## Exercise description
Copy every line of the following data that includes the string "index".

[Begin Record excerpts]

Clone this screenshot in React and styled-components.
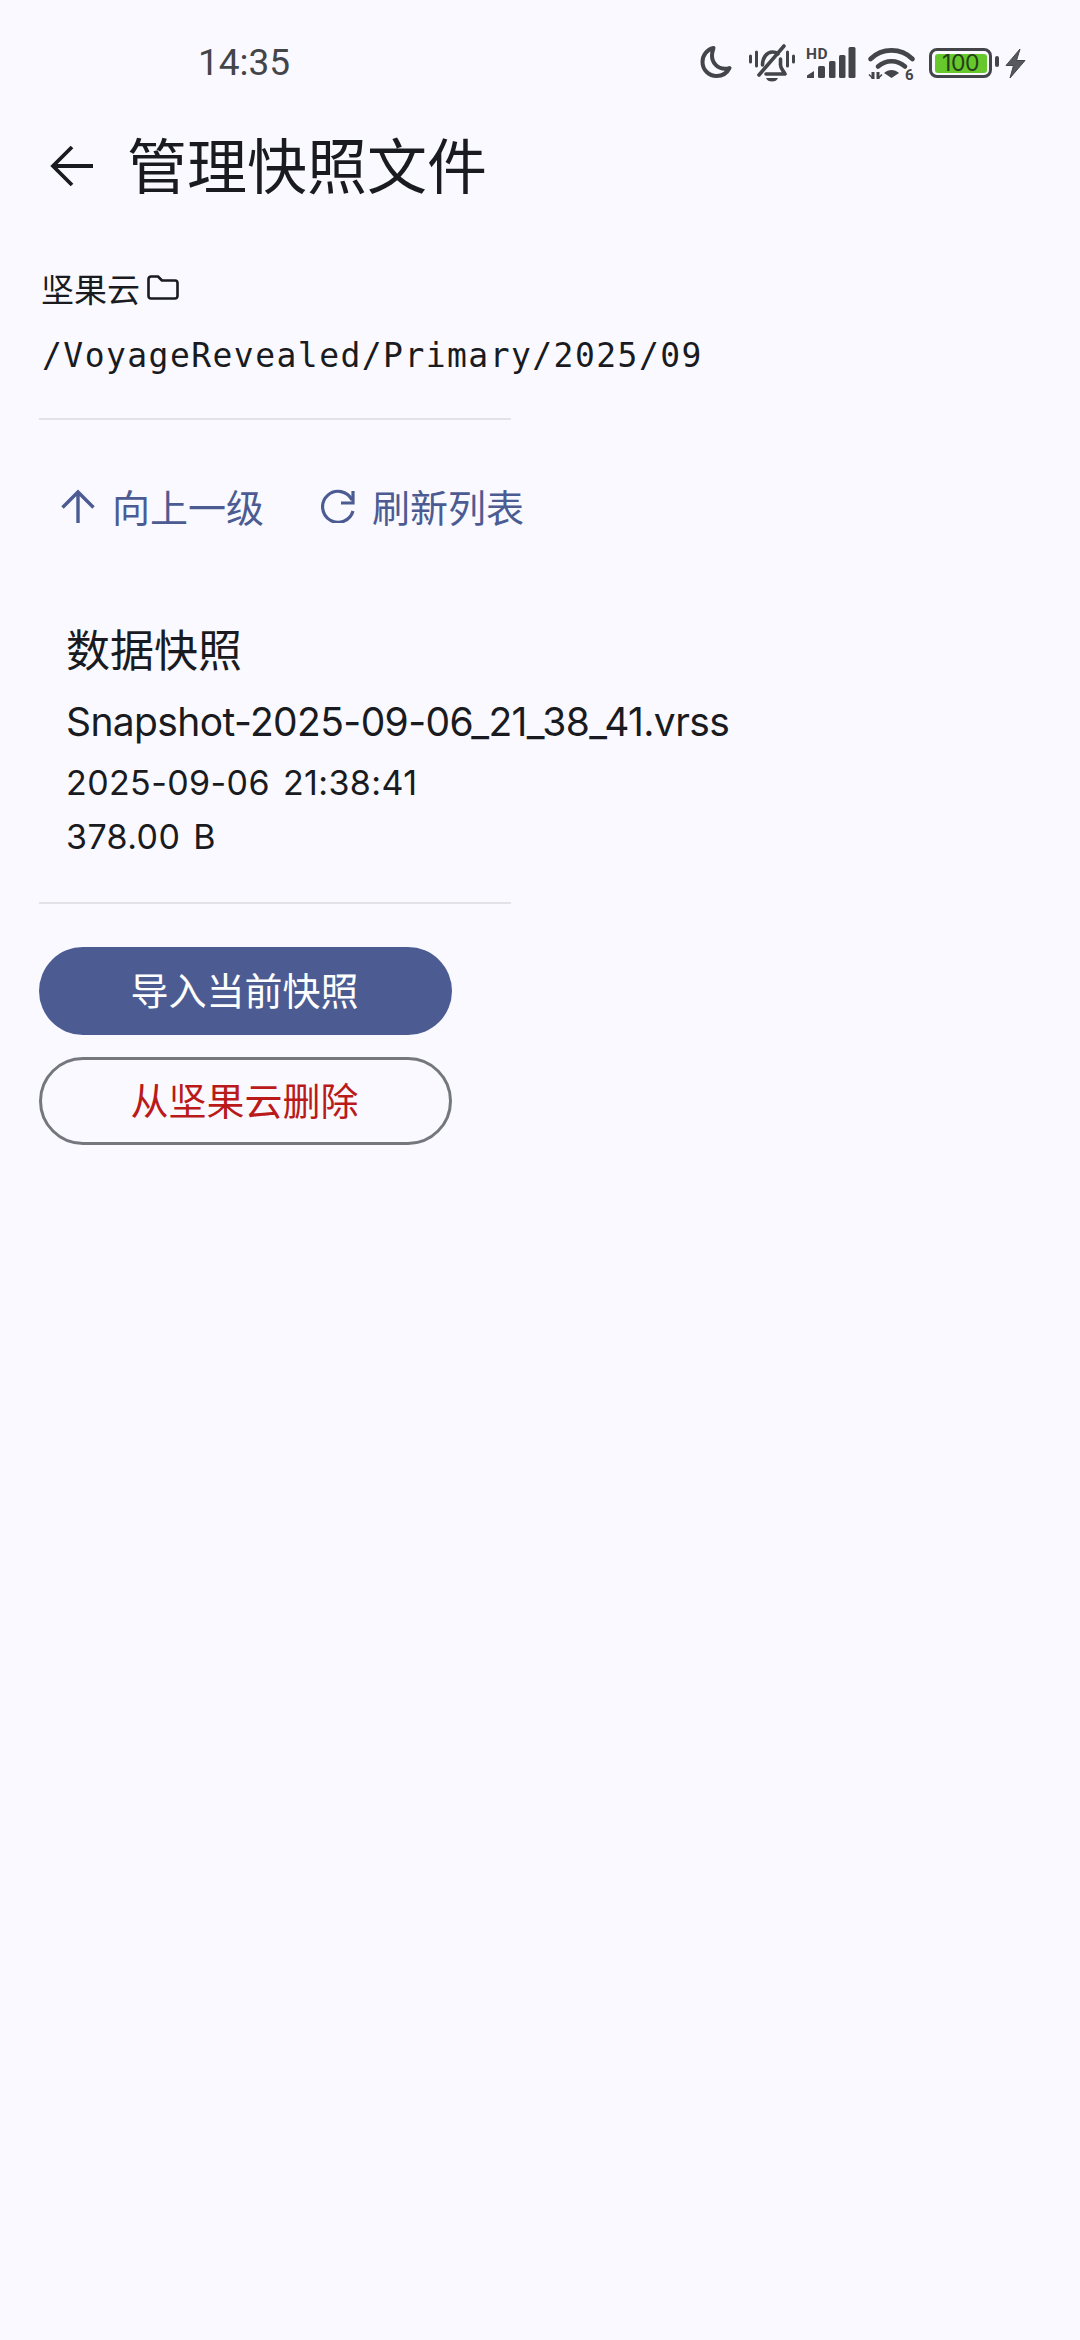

[End Record excerpts]
[Begin Record excerpts]

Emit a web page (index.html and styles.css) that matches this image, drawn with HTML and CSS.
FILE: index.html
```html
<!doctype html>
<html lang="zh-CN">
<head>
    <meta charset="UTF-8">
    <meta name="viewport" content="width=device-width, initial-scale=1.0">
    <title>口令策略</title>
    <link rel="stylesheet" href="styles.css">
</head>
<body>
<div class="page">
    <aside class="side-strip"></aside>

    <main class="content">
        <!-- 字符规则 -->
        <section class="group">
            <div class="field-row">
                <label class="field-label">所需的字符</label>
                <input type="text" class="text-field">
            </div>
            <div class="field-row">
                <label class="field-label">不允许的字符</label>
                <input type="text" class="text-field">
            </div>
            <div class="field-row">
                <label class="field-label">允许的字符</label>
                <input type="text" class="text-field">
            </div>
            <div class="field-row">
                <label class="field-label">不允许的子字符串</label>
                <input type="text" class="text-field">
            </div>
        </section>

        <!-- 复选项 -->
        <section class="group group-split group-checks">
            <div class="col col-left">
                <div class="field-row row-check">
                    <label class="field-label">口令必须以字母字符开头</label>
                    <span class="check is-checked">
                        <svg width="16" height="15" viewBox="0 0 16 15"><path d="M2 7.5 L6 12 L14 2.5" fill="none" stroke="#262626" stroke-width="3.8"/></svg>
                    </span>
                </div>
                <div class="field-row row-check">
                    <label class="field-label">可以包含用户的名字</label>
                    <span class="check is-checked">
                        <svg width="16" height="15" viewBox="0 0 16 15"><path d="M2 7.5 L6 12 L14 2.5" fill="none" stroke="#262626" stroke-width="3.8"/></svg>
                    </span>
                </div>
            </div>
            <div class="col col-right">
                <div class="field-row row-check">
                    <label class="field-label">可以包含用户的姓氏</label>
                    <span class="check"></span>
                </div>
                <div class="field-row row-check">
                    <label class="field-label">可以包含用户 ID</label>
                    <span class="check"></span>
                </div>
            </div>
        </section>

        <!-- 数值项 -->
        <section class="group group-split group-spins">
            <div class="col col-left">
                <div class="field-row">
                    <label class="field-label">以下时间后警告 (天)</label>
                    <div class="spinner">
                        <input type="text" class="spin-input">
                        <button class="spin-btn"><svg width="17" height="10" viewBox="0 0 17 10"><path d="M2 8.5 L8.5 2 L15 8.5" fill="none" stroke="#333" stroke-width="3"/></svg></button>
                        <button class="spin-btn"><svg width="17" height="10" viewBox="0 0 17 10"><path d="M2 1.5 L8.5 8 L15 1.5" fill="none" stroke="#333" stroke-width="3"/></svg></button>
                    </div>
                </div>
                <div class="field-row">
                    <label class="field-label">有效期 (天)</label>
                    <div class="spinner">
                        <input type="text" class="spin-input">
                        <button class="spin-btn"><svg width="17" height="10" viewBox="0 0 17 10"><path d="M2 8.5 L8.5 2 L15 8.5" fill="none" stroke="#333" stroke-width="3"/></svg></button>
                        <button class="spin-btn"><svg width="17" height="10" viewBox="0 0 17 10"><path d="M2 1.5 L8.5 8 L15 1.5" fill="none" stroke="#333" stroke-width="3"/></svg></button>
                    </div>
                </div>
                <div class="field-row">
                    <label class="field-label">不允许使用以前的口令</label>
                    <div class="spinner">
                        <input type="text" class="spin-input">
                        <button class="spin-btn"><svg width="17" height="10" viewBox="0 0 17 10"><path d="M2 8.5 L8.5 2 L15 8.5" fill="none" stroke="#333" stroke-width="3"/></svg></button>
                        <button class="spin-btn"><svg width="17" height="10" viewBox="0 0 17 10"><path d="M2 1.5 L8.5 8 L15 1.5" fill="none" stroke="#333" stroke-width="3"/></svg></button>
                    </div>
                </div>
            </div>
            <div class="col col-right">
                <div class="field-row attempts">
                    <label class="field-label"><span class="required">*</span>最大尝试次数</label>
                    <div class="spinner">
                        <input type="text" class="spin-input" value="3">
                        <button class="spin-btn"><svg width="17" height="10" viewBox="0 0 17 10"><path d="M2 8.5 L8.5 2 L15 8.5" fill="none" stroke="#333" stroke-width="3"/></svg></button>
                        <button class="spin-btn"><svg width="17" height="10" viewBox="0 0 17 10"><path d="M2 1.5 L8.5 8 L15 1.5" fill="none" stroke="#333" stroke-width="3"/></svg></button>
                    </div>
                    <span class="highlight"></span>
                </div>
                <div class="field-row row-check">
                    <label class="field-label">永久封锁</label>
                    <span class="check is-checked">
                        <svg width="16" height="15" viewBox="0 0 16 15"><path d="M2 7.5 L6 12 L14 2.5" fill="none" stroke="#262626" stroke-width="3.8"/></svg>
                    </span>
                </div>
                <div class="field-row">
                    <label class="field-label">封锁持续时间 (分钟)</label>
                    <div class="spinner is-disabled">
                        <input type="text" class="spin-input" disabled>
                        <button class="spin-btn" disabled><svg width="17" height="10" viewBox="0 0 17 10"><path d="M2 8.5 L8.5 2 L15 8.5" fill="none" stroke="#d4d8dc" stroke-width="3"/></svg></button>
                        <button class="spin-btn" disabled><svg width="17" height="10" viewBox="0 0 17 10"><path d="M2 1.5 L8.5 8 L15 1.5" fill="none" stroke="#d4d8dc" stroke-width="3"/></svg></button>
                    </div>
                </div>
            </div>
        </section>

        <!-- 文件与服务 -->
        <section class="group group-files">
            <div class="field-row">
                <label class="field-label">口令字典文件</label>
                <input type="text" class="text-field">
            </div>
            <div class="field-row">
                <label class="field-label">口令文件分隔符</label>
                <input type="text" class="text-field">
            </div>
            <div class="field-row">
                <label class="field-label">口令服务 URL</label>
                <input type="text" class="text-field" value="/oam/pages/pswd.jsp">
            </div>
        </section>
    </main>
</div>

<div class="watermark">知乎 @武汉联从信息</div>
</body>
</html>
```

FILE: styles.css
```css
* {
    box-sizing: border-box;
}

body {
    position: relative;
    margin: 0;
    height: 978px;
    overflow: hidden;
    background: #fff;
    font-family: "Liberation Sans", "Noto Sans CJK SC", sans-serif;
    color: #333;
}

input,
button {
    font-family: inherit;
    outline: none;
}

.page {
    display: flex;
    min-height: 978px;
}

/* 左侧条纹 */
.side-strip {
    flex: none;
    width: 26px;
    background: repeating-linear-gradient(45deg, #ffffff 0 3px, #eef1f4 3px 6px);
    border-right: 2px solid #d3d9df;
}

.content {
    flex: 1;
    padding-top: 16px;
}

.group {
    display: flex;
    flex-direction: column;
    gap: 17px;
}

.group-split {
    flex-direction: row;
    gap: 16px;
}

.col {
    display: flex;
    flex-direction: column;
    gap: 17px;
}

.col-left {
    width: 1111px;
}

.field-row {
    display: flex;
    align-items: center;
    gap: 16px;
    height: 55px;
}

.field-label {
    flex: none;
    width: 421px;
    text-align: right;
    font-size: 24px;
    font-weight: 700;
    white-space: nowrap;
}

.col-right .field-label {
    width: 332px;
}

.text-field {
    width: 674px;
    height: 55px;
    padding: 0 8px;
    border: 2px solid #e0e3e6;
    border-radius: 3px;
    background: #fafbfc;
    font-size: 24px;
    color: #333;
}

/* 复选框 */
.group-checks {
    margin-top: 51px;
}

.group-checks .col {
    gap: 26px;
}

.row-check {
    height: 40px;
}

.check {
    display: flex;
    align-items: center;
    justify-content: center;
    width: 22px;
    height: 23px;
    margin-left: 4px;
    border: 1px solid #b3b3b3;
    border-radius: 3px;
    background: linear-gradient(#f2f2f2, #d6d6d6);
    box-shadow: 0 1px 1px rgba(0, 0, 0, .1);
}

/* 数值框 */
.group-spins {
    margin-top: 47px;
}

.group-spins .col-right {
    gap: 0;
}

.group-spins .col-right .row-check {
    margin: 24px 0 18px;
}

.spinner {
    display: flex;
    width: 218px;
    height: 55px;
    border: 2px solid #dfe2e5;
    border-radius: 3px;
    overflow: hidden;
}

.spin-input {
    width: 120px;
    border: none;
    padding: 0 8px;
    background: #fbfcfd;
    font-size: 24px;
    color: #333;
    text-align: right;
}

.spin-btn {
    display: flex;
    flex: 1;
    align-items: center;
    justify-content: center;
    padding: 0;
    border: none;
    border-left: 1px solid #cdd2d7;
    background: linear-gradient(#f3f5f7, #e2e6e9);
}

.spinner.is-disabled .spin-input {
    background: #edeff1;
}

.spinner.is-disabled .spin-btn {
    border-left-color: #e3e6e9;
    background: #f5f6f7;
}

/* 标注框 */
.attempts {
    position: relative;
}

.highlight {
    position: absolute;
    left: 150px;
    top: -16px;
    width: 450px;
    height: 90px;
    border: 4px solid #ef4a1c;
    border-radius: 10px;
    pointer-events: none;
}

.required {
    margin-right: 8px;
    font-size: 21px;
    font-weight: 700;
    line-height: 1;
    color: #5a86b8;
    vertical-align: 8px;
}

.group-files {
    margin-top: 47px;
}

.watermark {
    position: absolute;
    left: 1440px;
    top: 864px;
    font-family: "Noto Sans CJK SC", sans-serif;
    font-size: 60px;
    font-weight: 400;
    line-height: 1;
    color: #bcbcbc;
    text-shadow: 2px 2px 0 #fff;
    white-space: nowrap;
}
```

[End Record excerpts]

## Exercise solution
Emit a web page (index.html and styles.css) that matches this image, drawn with HTML and CSS.
FILE: index.html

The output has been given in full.